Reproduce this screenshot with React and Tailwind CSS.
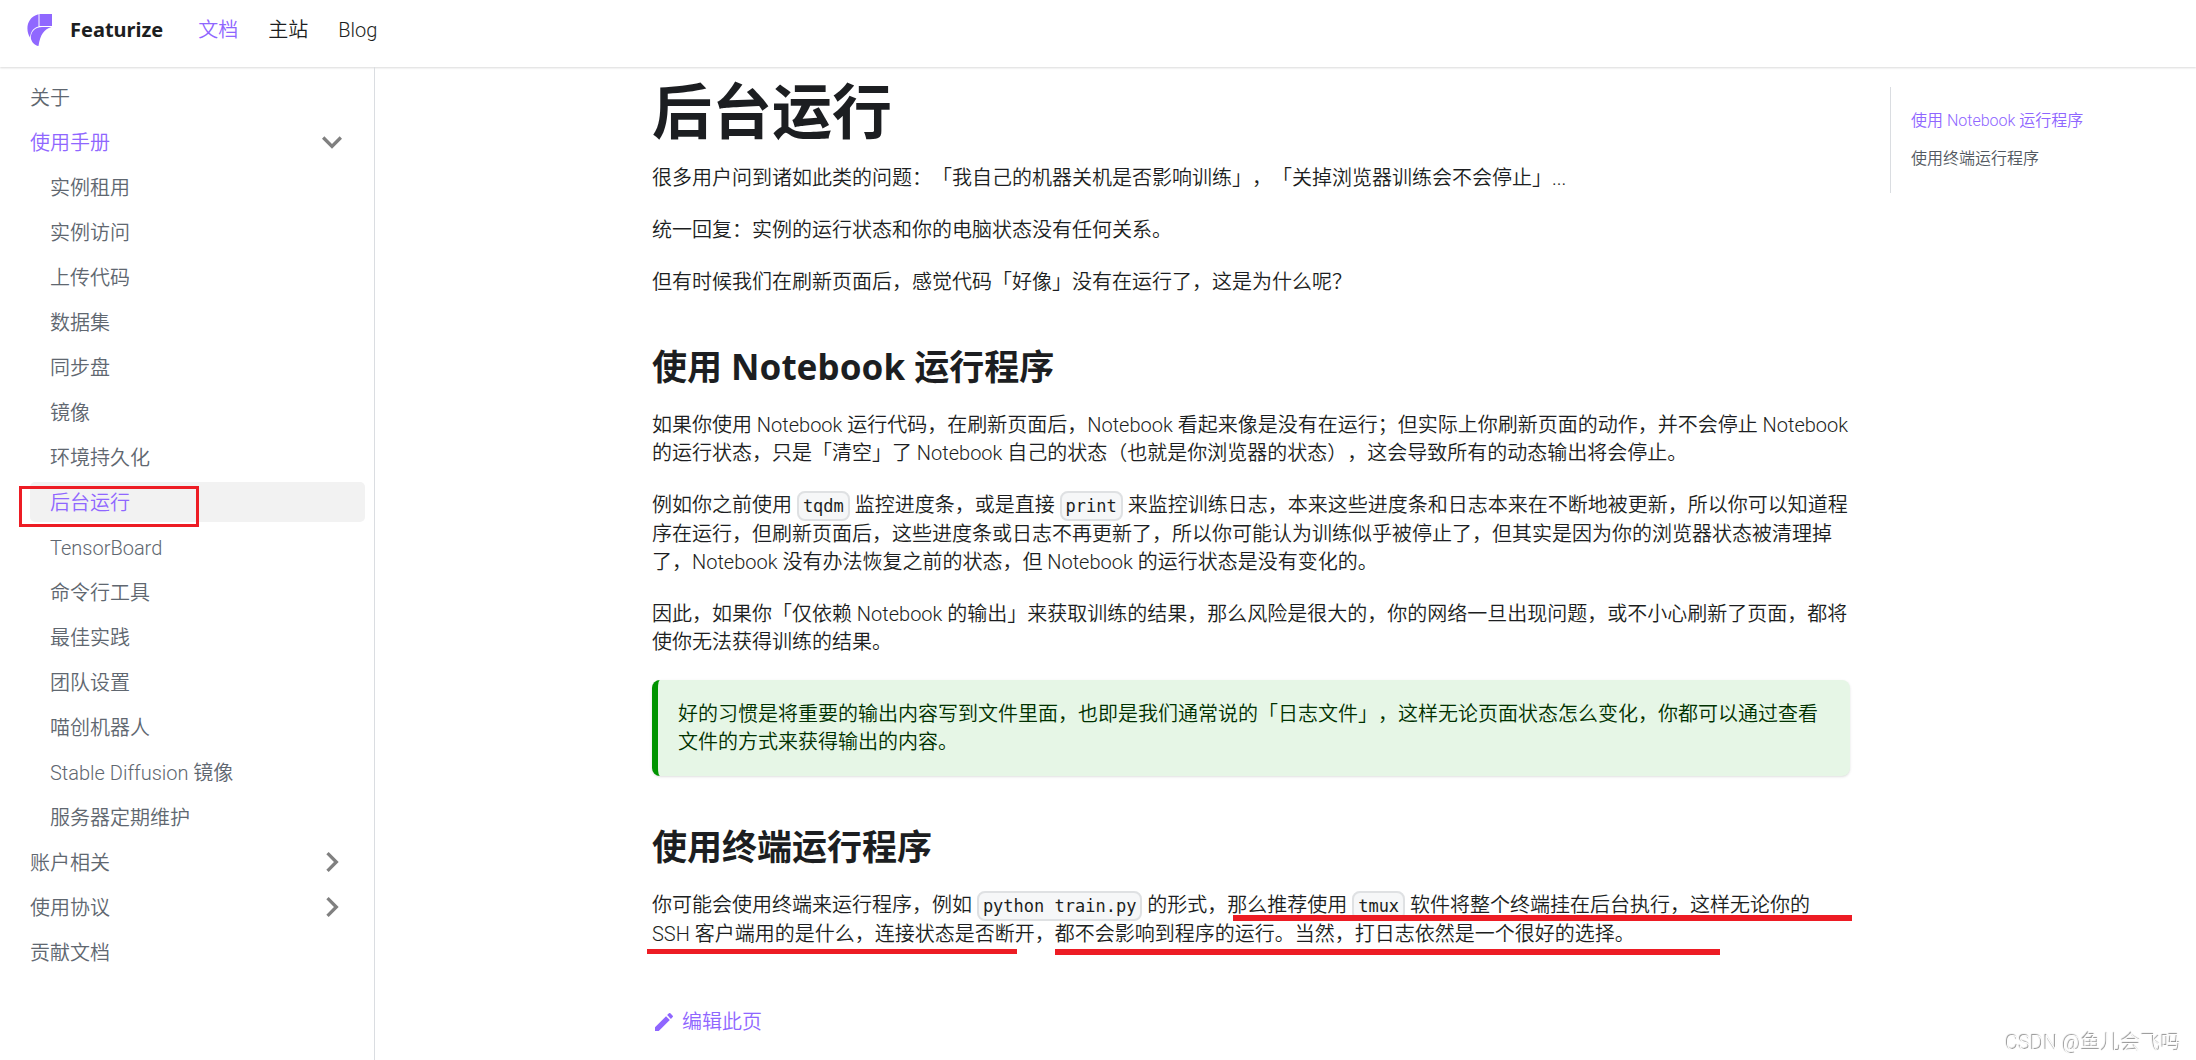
const guideItems = [
  "实例租用",
  "实例访问",
  "上传代码",
  "数据集",
  "同步盘",
  "镜像",
  "环境持久化",
  "后台运行",
  "TensorBoard",
  "命令行工具",
  "最佳实践",
  "团队设置",
  "喵创机器人",
  "Stable Diffusion 镜像",
  "服务器定期维护",
];

const Logo = () => (
  <svg viewBox="0 0 25 32" className="w-[25px] h-8" fill="#9068ff" aria-hidden="true">
    <path d="M12.5 0H25v12H12.5z" />
    <path d="M11.5 0.3V12.4C7 13.5 4 16.5 3 23.5C-1.5 17 -1 3.5 11.5 0.3z" />
    <path d="M24.5 13C17 15.5 13.5 20 11.5 32C7.5 31.5 4.5 28 3.8 24C4 16.5 9 13 15 13z" />
  </svg>
);

const Chevron = ({ className }) => (
  <svg viewBox="0 0 24 24" className={`w-10 h-10 ${className}`} fill="#808080" aria-hidden="true">
    <path d="M7.41 15.41L12 10.83l4.59 4.58L18 14l-6-6-6 6z" />
  </svg>
);

const Category = ({ label, open }) => (
  <button
    type="button"
    aria-expanded={open}
    className={`flex w-full h-10 items-center justify-between pr-[13px] text-left ${open ? "text-[#8f66ff]" : ""}`}
  >
    <span className="pt-0.5">{label}</span>
    <Chevron className={open ? "rotate-180" : "rotate-90"} />
  </button>
);

const Code = ({ children }) => (
  <code className="rounded-lg border-2 border-[#dfe1e3] bg-[#f6f7f8] px-1 py-[3px] font-['DejaVu_Sans_Mono','Noto_Sans_CJK_SC',monospace] text-[17px]">
    {children}
  </code>
);

const Sidebar = () => (
  <aside className="w-[375px] shrink-0 border-r border-[#dadde1] pt-2.5 pl-[30px] pr-[9px] text-[#606770]">
    <ul className="space-y-[5px]">
      <li>
        <a href="#about" className="flex h-10 items-center pt-0.5">关于</a>
      </li>
      <li>
        <Category label="使用手册" open />
        <ul className="mt-[5px] space-y-[5px]">
          {guideItems.map((item) => (
            <li key={item} className="relative">
              <a
                href="#guide"
                className={`flex h-10 items-center rounded-[5px] pt-0.5 pl-5 ${
                  item === "后台运行" ? "bg-[#f2f2f2] text-[#8f66ff]" : ""
                }`}
              >
                {item}
              </a>
              {/* highlight box */}
              {item === "后台运行" && (
                <div className="absolute top-1 -left-[11px] h-[41px] w-[180px] border-3 border-[#ed1c24]"></div>
              )}
            </li>
          ))}
        </ul>
      </li>
      <li>
        <Category label="账户相关" open={false} />
      </li>
      <li>
        <Category label="使用协议" open={false} />
      </li>
      <li>
        <a href="#contribute" className="flex h-10 items-center pt-0.5">贡献文档</a>
      </li>
    </ul>
  </aside>
);

const Heading = ({ children }) => (
  <h2 className="mt-[49px] mb-[22px] font-['Noto_Sans','Noto_Sans_CJK_SC',sans-serif] text-[35px] leading-11 font-bold">
    {children}
  </h2>
);

const Article = () => (
  <article className="min-w-0 flex-1 pt-[9px] [&_p]:mb-6">
    <h1 className="mb-[13px] text-[60px] leading-[75px] font-bold">后台运行</h1>
    <p>很多用户问到诸如此类的问题：「我自己的机器关机是否影响训练」，「关掉浏览器训练会不会停止」...</p>
    <p>统一回复：实例的运行状态和你的电脑状态没有任何关系。</p>
    <p>但有时候我们在刷新页面后，感觉代码「好像」没有在运行了，这是为什么呢？</p>

    <Heading>使用 Notebook 运行程序</Heading>
    <p>
      如果你使用 Notebook 运行代码，在刷新页面后，Notebook 看起来像是没有在运行；但实际上你刷新页面的动作，并不会停止 Notebook
      的运行状态，只是「清空」了 Notebook 自己的状态（也就是你浏览器的状态），这会导致所有的动态输出将会停止。
    </p>
    <p>
      例如你之前使用 <Code>tqdm</Code> 监控进度条，或是直接 <Code>print</Code>{" "}
      来监控训练日志，本来这些进度条和日志本来在不断地被更新，所以你可以知道程序在运行，但刷新页面后，这些进度条或日志不再更新了，所以你可能认为训练似乎被停止了，但其实是因为你的浏览器状态被清理掉了，Notebook
      没有办法恢复之前的状态，但 Notebook 的运行状态是没有变化的。
    </p>
    <p>
      因此，如果你「仅依赖 Notebook 的输出」来获取训练的结果，那么风险是很大的，你的网络一旦出现问题，或不小心刷新了页面，都将使你无法获得训练的结果。
    </p>

    <div className="rounded-lg border-l-[6px] border-[#009400] bg-[#e6f6e6] px-5 py-5 text-[#003100] shadow-sm">
      好的习惯是将重要的输出内容写到文件里面，也即是我们通常说的「日志文件」，这样无论页面状态怎么变化，你都可以通过查看文件的方式来获得输出的内容。
    </div>

    <Heading>使用终端运行程序</Heading>
    <div className="relative">
      <p>
        你可能会使用终端来运行程序，例如 <Code>python train.py</Code> 的形式，那么推荐使用 <Code>tmux</Code>{" "}
        软件将整个终端挂在后台执行，这样无论你的 SSH 客户端用的是什么，连接状态是否断开，都不会影响到程序的运行。当然，打日志依然是一个很好的选择。
      </p>
      {/* underline marks */}
      <div className="absolute top-6 left-[581px] h-1.5 w-[619px] bg-[#ed1c24]"></div>
      <div className="absolute top-[58px] -left-[5px] h-[5px] w-[370px] bg-[#ed1c24]"></div>
      <div className="absolute top-[58px] left-[403px] h-1.5 w-[665px] bg-[#ed1c24]"></div>
    </div>

    <a href="#edit" className="mt-9 inline-flex items-center gap-1.5 text-[#8f66ff]">
      <svg viewBox="0 0 40 40" className="h-6 w-6" fill="currentColor" aria-hidden="true">
        <path d="m34.5 11.7l-3 3.1-6.3-6.3 3.1-3q0.5-0.5 1.2-0.5t1.1 0.5l3.9 3.9q0.5 0.4 0.5 1.1t-0.5 1.2z m-29.5 17.1l18.4-18.5 6.3 6.3-18.4 18.4h-6.3v-6.2z" />
      </svg>
      编辑此页
    </a>
  </article>
);

const Toc = () => (
  <nav className="ml-10 w-[306px] shrink-0 pt-5 text-base/7">
    <ul className="space-y-2.5 border-l border-[#dadde1] py-5 pl-5 text-[#525860]">
      <li>
        <a href="#notebook" className="text-[#8f66ff]">使用 Notebook 运行程序</a>
      </li>
      <li>
        <a href="#terminal">使用终端运行程序</a>
      </li>
    </ul>
  </nav>
);

const App = () => (
  <div
    lang="zh-CN"
    className="flex min-h-screen flex-col bg-white font-[Roboto,'Noto_Sans_CJK_SC',sans-serif] text-xl leading-7 font-[350] text-[#1c1e21] [text-spacing-trim:space-all]"
  >
    <header className="flex h-[67px] items-center gap-[30px] pb-[7px] pl-[27px] shadow-[0_1px_2px_0_rgba(0,0,0,0.15)]">
      <a href="#home" className="mr-[5px] flex items-center gap-[18px]">
        <Logo />
        <b className="font-['Noto_Sans',sans-serif] font-bold">Featurize</b>
      </a>
      <a href="#docs" className="text-[#8f66ff]">文档</a>
      <a href="#main">主站</a>
      <a href="#blog">Blog</a>
    </header>

    <div className="flex flex-1">
      <Sidebar />
      <main className="flex min-w-0 flex-1 pl-[277px]">
        <Article />
        <Toc />
      </main>
    </div>

    <div className="fixed right-[15px] bottom-[3px] font-light text-white [text-shadow:-1px_-1px_1px_#888]">
      CSDN @鱼儿会飞吗
    </div>
  </div>
);

export default App;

···

*What you need to do*.
Make an exact copy of all the material, but keep the pictures out of it.

*Result of the task*.
Reproduce this screenshot with React and Tailwind CSS.
const guideItems = [
  "实例租用",
  "实例访问",
  "上传代码",
  "数据集",
  "同步盘",
  "镜像",
  "环境持久化",
  "后台运行",
  "TensorBoard",
  "命令行工具",
  "最佳实践",
  "团队设置",
  "喵创机器人",
  "Stable Diffusion 镜像",
  "服务器定期维护",
];

const Logo = () => (
  <svg viewBox="0 0 25 32" className="w-[25px] h-8" fill="#9068ff" aria-hidden="true">
    <path d="M12.5 0H25v12H12.5z" />
    <path d="M11.5 0.3V12.4C7 13.5 4 16.5 3 23.5C-1.5 17 -1 3.5 11.5 0.3z" />
    <path d="M24.5 13C17 15.5 13.5 20 11.5 32C7.5 31.5 4.5 28 3.8 24C4 16.5 9 13 15 13z" />
  </svg>
);

const Chevron = ({ className }) => (
  <svg viewBox="0 0 24 24" className={`w-10 h-10 ${className}`} fill="#808080" aria-hidden="true">
    <path d="M7.41 15.41L12 10.83l4.59 4.58L18 14l-6-6-6 6z" />
  </svg>
);

const Category = ({ label, open }) => (
  <button
    type="button"
    aria-expanded={open}
    className={`flex w-full h-10 items-center justify-between pr-[13px] text-left ${open ? "text-[#8f66ff]" : ""}`}
  >
    <span className="pt-0.5">{label}</span>
    <Chevron className={open ? "rotate-180" : "rotate-90"} />
  </button>
);

const Code = ({ children }) => (
  <code className="rounded-lg border-2 border-[#dfe1e3] bg-[#f6f7f8] px-1 py-[3px] font-['DejaVu_Sans_Mono','Noto_Sans_CJK_SC',monospace] text-[17px]">
    {children}
  </code>
);

const Sidebar = () => (
  <aside className="w-[375px] shrink-0 border-r border-[#dadde1] pt-2.5 pl-[30px] pr-[9px] text-[#606770]">
    <ul className="space-y-[5px]">
      <li>
        <a href="#about" className="flex h-10 items-center pt-0.5">关于</a>
      </li>
      <li>
        <Category label="使用手册" open />
        <ul className="mt-[5px] space-y-[5px]">
          {guideItems.map((item) => (
            <li key={item} className="relative">
              <a
                href="#guide"
                className={`flex h-10 items-center rounded-[5px] pt-0.5 pl-5 ${
                  item === "后台运行" ? "bg-[#f2f2f2] text-[#8f66ff]" : ""
                }`}
              >
                {item}
              </a>
              {/* highlight box */}
              {item === "后台运行" && (
                <div className="absolute top-1 -left-[11px] h-[41px] w-[180px] border-3 border-[#ed1c24]"></div>
              )}
            </li>
          ))}
        </ul>
      </li>
      <li>
        <Category label="账户相关" open={false} />
      </li>
      <li>
        <Category label="使用协议" open={false} />
      </li>
      <li>
        <a href="#contribute" className="flex h-10 items-center pt-0.5">贡献文档</a>
      </li>
    </ul>
  </aside>
);

const Heading = ({ children }) => (
  <h2 className="mt-[49px] mb-[22px] font-['Noto_Sans','Noto_Sans_CJK_SC',sans-serif] text-[35px] leading-11 font-bold">
    {children}
  </h2>
);

const Article = () => (
  <article className="min-w-0 flex-1 pt-[9px] [&_p]:mb-6">
    <h1 className="mb-[13px] text-[60px] leading-[75px] font-bold">后台运行</h1>
    <p>很多用户问到诸如此类的问题：「我自己的机器关机是否影响训练」，「关掉浏览器训练会不会停止」...</p>
    <p>统一回复：实例的运行状态和你的电脑状态没有任何关系。</p>
    <p>但有时候我们在刷新页面后，感觉代码「好像」没有在运行了，这是为什么呢？</p>

    <Heading>使用 Notebook 运行程序</Heading>
    <p>
      如果你使用 Notebook 运行代码，在刷新页面后，Notebook 看起来像是没有在运行；但实际上你刷新页面的动作，并不会停止 Notebook
      的运行状态，只是「清空」了 Notebook 自己的状态（也就是你浏览器的状态），这会导致所有的动态输出将会停止。
    </p>
    <p>
      例如你之前使用 <Code>tqdm</Code> 监控进度条，或是直接 <Code>print</Code>{" "}
      来监控训练日志，本来这些进度条和日志本来在不断地被更新，所以你可以知道程序在运行，但刷新页面后，这些进度条或日志不再更新了，所以你可能认为训练似乎被停止了，但其实是因为你的浏览器状态被清理掉了，Notebook
      没有办法恢复之前的状态，但 Notebook 的运行状态是没有变化的。
    </p>
    <p>
      因此，如果你「仅依赖 Notebook 的输出」来获取训练的结果，那么风险是很大的，你的网络一旦出现问题，或不小心刷新了页面，都将使你无法获得训练的结果。
    </p>

    <div className="rounded-lg border-l-[6px] border-[#009400] bg-[#e6f6e6] px-5 py-5 text-[#003100] shadow-sm">
      好的习惯是将重要的输出内容写到文件里面，也即是我们通常说的「日志文件」，这样无论页面状态怎么变化，你都可以通过查看文件的方式来获得输出的内容。
    </div>

    <Heading>使用终端运行程序</Heading>
    <div className="relative">
      <p>
        你可能会使用终端来运行程序，例如 <Code>python train.py</Code> 的形式，那么推荐使用 <Code>tmux</Code>{" "}
        软件将整个终端挂在后台执行，这样无论你的 SSH 客户端用的是什么，连接状态是否断开，都不会影响到程序的运行。当然，打日志依然是一个很好的选择。
      </p>
      {/* underline marks */}
      <div className="absolute top-6 left-[581px] h-1.5 w-[619px] bg-[#ed1c24]"></div>
      <div className="absolute top-[58px] -left-[5px] h-[5px] w-[370px] bg-[#ed1c24]"></div>
      <div className="absolute top-[58px] left-[403px] h-1.5 w-[665px] bg-[#ed1c24]"></div>
    </div>

    <a href="#edit" className="mt-9 inline-flex items-center gap-1.5 text-[#8f66ff]">
      <svg viewBox="0 0 40 40" className="h-6 w-6" fill="currentColor" aria-hidden="true">
        <path d="m34.5 11.7l-3 3.1-6.3-6.3 3.1-3q0.5-0.5 1.2-0.5t1.1 0.5l3.9 3.9q0.5 0.4 0.5 1.1t-0.5 1.2z m-29.5 17.1l18.4-18.5 6.3 6.3-18.4 18.4h-6.3v-6.2z" />
      </svg>
      编辑此页
    </a>
  </article>
);

const Toc = () => (
  <nav className="ml-10 w-[306px] shrink-0 pt-5 text-base/7">
    <ul className="space-y-2.5 border-l border-[#dadde1] py-5 pl-5 text-[#525860]">
      <li>
        <a href="#notebook" className="text-[#8f66ff]">使用 Notebook 运行程序</a>
      </li>
      <li>
        <a href="#terminal">使用终端运行程序</a>
      </li>
    </ul>
  </nav>
);

const App = () => (
  <div
    lang="zh-CN"
    className="flex min-h-screen flex-col bg-white font-[Roboto,'Noto_Sans_CJK_SC',sans-serif] text-xl leading-7 font-[350] text-[#1c1e21] [text-spacing-trim:space-all]"
  >
    <header className="flex h-[67px] items-center gap-[30px] pb-[7px] pl-[27px] shadow-[0_1px_2px_0_rgba(0,0,0,0.15)]">
      <a href="#home" className="mr-[5px] flex items-center gap-[18px]">
        <Logo />
        <b className="font-['Noto_Sans',sans-serif] font-bold">Featurize</b>
      </a>
      <a href="#docs" className="text-[#8f66ff]">文档</a>
      <a href="#main">主站</a>
      <a href="#blog">Blog</a>
    </header>

    <div className="flex flex-1">
      <Sidebar />
      <main className="flex min-w-0 flex-1 pl-[277px]">
        <Article />
        <Toc />
      </main>
    </div>

    <div className="fixed right-[15px] bottom-[3px] font-light text-white [text-shadow:-1px_-1px_1px_#888]">
      CSDN @鱼儿会飞吗
    </div>
  </div>
);

export default App;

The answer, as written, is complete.